● Collected material

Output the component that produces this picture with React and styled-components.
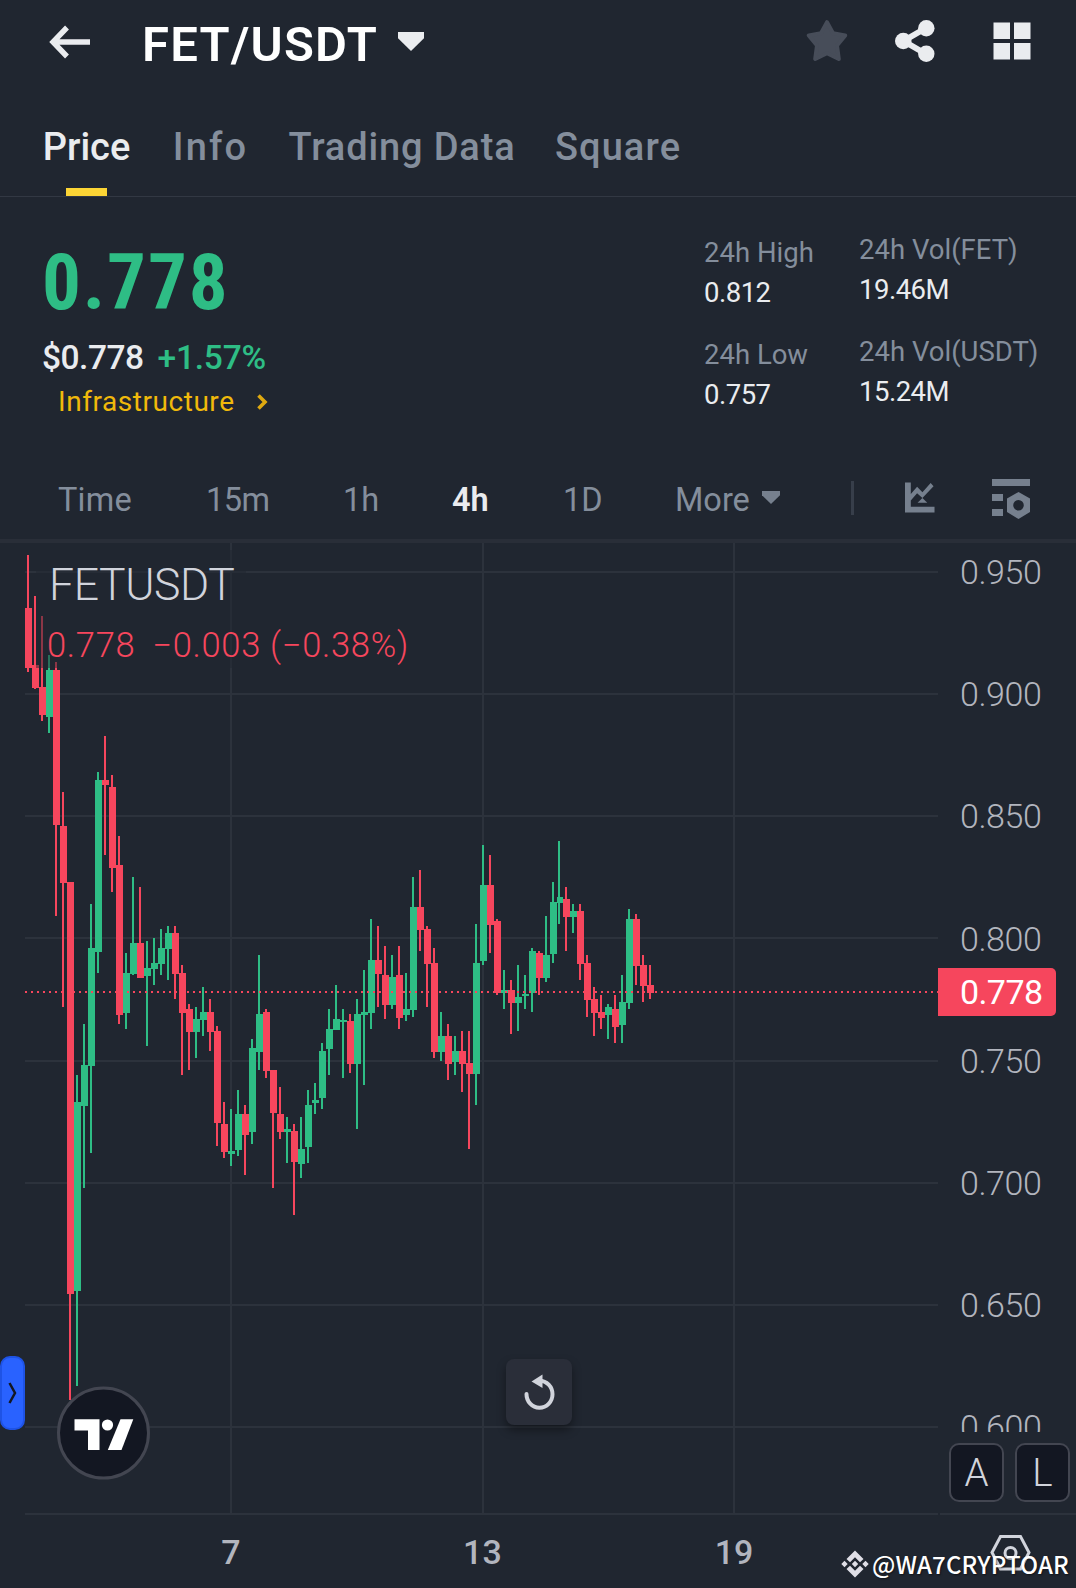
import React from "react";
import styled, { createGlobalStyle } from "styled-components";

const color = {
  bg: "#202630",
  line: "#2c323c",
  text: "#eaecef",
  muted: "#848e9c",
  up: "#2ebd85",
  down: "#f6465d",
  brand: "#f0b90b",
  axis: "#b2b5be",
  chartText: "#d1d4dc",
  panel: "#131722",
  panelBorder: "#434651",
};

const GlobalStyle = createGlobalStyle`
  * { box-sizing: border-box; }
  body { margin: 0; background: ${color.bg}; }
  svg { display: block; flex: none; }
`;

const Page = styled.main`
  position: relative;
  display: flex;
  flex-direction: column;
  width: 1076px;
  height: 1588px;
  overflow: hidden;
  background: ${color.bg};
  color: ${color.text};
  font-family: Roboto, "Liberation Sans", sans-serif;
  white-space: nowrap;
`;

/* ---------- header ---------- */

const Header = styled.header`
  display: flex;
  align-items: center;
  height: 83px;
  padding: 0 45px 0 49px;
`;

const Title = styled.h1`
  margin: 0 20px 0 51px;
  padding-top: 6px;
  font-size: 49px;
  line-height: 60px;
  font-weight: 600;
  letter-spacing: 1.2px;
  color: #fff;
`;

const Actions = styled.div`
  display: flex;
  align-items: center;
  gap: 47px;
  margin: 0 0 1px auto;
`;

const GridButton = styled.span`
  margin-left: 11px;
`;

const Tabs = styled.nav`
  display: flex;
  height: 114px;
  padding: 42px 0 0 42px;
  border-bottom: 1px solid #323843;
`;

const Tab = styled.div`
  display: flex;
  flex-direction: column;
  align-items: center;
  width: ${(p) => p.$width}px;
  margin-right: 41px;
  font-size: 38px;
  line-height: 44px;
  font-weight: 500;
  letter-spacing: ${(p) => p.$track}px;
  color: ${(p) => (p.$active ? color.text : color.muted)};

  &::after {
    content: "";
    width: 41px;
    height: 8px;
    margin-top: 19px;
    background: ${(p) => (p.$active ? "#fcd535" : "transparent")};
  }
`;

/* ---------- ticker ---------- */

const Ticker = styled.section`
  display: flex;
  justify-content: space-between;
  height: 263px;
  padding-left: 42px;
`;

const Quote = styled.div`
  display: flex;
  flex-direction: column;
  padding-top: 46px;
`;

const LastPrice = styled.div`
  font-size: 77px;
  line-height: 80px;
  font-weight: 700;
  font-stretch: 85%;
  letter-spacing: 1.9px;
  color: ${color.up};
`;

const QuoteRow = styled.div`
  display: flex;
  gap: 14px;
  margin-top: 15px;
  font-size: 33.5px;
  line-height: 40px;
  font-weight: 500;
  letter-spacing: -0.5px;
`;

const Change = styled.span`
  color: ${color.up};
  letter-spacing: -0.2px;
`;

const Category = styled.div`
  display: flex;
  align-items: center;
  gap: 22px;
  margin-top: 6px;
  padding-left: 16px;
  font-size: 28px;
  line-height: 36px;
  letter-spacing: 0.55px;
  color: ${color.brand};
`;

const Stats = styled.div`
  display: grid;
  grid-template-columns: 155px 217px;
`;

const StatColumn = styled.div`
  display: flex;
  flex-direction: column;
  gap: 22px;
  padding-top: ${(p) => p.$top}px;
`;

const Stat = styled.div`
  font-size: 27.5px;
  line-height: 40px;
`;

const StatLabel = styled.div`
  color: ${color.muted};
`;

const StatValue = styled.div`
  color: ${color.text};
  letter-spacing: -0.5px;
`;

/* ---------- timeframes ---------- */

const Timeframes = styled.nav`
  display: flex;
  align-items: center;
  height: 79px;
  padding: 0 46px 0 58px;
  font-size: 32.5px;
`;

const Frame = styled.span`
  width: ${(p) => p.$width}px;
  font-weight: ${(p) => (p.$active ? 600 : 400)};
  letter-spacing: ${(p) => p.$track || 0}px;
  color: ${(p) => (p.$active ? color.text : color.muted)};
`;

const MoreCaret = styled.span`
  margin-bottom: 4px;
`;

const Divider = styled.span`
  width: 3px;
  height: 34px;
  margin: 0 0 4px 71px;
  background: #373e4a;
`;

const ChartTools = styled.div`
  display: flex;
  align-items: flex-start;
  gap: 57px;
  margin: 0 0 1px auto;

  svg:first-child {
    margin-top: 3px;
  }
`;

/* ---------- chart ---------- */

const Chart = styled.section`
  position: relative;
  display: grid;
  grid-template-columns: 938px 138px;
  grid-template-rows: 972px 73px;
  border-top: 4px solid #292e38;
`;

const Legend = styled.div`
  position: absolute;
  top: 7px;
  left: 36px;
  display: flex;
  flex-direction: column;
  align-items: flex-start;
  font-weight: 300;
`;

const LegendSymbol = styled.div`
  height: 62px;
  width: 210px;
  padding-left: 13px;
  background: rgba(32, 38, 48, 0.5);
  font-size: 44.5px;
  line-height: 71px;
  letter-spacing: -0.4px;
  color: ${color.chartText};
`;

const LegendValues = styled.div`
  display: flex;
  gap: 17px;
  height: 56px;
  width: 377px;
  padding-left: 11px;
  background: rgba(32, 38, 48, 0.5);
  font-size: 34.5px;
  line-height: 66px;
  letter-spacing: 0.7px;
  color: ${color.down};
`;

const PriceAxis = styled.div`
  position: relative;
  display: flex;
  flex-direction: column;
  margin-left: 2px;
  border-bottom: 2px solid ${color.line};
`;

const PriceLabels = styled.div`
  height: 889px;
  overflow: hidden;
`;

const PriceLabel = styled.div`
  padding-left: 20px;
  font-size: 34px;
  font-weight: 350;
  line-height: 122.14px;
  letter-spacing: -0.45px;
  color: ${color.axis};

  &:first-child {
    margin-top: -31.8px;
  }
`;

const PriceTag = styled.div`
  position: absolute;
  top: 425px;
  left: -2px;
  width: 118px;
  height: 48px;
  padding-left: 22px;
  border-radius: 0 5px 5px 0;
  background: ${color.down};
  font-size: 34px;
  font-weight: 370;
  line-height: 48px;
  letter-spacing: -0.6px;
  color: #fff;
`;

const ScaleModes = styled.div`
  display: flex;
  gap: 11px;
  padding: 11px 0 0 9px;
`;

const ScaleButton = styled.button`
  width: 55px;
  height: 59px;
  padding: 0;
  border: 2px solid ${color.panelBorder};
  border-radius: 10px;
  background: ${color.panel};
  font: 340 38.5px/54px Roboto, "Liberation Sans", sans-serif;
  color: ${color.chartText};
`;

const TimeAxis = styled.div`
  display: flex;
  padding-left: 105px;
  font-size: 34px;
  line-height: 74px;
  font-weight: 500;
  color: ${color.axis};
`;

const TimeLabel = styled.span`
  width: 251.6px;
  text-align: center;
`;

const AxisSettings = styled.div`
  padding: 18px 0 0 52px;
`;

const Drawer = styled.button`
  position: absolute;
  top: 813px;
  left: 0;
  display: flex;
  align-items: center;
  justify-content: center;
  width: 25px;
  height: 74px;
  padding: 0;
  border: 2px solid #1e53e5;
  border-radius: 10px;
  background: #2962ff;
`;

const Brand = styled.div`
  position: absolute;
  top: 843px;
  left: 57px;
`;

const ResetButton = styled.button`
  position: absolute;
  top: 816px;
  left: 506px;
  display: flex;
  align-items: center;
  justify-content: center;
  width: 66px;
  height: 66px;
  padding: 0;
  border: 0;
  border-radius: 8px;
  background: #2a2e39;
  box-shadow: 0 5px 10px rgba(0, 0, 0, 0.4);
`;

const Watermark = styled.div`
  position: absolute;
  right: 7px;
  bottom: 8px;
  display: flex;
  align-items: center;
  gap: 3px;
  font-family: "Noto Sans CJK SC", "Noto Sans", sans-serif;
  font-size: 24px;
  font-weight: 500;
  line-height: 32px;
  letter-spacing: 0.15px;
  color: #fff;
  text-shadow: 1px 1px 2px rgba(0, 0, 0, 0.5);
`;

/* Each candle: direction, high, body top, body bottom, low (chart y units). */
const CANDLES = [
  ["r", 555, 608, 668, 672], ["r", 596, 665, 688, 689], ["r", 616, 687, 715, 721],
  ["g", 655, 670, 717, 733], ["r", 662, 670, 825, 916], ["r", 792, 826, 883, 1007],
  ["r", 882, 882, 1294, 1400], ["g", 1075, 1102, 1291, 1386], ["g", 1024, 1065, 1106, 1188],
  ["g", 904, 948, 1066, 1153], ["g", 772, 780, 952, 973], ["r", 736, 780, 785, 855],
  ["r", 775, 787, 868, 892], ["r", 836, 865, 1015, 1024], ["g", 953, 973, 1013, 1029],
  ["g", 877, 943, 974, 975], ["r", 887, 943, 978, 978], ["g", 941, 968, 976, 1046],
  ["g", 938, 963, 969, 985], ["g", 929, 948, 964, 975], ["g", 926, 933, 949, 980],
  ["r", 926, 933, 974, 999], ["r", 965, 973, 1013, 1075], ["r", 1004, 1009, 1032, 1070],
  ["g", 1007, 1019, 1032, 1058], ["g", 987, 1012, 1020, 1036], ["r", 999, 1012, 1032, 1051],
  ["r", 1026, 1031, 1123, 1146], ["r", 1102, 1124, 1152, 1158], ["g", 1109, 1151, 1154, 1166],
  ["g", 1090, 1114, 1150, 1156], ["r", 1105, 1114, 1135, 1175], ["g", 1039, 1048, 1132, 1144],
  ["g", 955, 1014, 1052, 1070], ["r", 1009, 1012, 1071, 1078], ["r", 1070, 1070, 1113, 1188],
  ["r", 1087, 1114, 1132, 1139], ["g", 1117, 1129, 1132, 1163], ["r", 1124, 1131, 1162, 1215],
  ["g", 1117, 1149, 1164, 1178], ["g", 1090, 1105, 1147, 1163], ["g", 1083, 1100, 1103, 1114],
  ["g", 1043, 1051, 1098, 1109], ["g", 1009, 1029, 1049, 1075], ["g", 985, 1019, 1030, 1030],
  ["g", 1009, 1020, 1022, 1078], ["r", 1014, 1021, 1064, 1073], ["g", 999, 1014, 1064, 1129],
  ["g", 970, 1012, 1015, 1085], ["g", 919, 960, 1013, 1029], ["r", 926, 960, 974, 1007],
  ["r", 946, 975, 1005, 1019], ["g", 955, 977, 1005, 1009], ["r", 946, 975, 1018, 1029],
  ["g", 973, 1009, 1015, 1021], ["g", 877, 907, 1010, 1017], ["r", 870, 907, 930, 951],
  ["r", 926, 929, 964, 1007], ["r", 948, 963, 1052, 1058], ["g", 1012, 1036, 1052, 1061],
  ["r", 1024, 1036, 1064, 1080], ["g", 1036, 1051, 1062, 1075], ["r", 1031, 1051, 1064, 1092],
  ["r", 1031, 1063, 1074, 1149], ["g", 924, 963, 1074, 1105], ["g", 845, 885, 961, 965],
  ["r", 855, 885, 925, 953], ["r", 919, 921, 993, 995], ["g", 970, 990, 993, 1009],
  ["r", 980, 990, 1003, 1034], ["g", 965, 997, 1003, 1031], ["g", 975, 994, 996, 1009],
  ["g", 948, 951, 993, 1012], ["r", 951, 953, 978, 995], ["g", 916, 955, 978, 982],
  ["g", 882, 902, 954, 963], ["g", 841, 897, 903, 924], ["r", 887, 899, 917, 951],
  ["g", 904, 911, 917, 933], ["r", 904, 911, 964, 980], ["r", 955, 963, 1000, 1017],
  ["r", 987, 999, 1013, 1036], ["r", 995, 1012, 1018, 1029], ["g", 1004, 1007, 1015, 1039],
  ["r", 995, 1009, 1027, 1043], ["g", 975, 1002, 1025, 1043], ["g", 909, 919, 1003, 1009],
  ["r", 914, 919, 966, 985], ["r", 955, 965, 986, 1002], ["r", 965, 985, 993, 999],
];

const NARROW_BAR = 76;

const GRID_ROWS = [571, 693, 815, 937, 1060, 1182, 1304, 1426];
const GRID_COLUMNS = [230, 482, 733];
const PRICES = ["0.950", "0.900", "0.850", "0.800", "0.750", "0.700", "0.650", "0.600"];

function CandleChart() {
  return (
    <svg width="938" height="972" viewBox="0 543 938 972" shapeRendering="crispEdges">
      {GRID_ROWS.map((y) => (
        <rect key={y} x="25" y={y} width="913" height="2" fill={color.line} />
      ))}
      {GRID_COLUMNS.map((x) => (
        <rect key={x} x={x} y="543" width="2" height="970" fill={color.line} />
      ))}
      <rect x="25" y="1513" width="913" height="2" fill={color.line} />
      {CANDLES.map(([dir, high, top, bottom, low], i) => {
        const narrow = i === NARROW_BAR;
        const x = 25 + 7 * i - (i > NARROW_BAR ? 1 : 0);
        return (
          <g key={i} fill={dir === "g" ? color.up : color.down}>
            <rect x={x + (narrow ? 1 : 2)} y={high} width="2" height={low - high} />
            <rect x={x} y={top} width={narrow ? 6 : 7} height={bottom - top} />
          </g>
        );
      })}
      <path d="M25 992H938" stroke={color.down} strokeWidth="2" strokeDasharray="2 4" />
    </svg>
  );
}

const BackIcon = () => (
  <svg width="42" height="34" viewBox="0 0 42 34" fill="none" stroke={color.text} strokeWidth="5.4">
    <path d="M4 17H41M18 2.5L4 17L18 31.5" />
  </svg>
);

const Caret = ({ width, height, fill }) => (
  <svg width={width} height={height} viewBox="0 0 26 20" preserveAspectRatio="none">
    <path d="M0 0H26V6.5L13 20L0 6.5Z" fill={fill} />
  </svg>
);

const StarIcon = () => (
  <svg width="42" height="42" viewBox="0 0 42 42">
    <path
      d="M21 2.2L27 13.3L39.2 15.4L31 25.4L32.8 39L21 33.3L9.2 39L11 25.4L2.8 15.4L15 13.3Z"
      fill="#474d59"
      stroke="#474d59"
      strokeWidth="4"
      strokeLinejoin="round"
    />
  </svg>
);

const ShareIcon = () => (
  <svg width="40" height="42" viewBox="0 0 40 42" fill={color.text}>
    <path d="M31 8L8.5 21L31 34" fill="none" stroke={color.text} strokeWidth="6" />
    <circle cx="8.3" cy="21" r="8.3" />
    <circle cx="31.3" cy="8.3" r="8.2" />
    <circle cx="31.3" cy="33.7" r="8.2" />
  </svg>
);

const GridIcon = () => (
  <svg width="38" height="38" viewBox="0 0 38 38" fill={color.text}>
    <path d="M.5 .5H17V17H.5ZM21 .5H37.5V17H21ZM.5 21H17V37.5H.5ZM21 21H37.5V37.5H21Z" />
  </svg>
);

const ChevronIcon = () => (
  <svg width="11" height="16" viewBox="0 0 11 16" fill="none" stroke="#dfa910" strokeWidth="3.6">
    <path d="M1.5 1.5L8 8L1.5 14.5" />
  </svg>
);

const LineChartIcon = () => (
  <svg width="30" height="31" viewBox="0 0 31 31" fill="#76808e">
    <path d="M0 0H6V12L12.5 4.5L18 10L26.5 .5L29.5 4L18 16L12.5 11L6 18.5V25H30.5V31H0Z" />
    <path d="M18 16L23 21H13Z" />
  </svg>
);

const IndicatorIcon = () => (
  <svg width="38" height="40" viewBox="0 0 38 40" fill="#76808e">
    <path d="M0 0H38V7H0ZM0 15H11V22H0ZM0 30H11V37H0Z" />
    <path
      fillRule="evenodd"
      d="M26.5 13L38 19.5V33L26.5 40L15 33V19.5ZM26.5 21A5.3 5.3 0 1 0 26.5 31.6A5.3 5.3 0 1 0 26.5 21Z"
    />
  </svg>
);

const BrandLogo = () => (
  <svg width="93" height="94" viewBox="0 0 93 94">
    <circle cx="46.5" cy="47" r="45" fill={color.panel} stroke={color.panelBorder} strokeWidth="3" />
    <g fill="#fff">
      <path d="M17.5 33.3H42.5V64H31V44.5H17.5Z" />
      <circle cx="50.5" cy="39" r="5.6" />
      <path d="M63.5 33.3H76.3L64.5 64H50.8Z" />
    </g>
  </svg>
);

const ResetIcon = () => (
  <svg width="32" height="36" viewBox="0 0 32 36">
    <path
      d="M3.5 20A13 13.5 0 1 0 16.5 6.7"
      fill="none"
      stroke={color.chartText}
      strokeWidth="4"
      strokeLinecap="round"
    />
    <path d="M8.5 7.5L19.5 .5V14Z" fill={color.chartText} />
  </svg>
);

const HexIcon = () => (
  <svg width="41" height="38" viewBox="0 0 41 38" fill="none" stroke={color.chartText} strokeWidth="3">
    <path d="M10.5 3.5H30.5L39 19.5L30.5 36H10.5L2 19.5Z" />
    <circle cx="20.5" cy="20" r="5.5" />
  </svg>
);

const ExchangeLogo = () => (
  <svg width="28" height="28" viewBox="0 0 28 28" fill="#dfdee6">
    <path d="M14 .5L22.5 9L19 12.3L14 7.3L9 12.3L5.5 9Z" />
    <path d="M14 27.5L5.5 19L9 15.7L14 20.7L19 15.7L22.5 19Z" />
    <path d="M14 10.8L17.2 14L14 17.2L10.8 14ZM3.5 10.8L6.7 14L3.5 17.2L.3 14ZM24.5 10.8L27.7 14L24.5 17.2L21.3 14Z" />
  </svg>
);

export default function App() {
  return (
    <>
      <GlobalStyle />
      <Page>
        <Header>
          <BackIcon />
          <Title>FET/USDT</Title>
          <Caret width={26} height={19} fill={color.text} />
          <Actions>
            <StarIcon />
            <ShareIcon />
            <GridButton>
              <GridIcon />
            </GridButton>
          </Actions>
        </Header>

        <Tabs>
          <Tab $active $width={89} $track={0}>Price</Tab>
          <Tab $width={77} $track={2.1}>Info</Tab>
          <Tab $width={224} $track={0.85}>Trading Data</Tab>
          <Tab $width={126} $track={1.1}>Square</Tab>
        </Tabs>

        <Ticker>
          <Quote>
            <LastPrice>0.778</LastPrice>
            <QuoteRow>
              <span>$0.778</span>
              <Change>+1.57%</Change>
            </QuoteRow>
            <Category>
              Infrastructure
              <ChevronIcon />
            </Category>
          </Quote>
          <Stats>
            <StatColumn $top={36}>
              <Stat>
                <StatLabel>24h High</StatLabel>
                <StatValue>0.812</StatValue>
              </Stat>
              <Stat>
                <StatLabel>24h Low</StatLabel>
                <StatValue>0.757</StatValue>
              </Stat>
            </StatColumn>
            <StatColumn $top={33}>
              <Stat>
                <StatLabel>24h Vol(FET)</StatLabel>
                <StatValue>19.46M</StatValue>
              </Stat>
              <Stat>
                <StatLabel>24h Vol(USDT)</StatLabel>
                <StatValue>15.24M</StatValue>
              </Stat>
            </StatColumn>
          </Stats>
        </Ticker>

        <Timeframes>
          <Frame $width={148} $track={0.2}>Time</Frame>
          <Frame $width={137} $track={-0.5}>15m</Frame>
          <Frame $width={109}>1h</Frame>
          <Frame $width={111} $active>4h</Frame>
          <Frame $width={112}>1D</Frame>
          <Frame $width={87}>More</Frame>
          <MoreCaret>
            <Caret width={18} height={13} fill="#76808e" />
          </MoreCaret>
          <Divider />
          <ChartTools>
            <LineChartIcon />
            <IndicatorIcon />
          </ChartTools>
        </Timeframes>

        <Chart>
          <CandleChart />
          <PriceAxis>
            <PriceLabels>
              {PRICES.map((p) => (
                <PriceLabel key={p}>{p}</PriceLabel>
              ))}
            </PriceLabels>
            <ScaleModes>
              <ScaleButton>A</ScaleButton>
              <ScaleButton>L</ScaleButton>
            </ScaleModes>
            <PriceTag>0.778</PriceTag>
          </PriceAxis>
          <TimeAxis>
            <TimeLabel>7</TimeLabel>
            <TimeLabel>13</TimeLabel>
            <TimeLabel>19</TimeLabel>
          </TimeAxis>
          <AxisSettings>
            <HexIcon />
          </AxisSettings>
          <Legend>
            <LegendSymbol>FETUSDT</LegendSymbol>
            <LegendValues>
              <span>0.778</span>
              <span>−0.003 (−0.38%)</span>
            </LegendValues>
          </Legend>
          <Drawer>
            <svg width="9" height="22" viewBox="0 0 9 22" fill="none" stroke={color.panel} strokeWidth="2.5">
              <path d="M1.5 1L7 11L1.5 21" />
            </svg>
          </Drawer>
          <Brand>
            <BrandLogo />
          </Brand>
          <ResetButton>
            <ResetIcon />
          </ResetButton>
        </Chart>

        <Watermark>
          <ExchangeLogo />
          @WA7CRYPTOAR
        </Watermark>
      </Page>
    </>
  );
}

● Work to complete
Tally the lines holding the string "components" and give only the count.

● Solution
2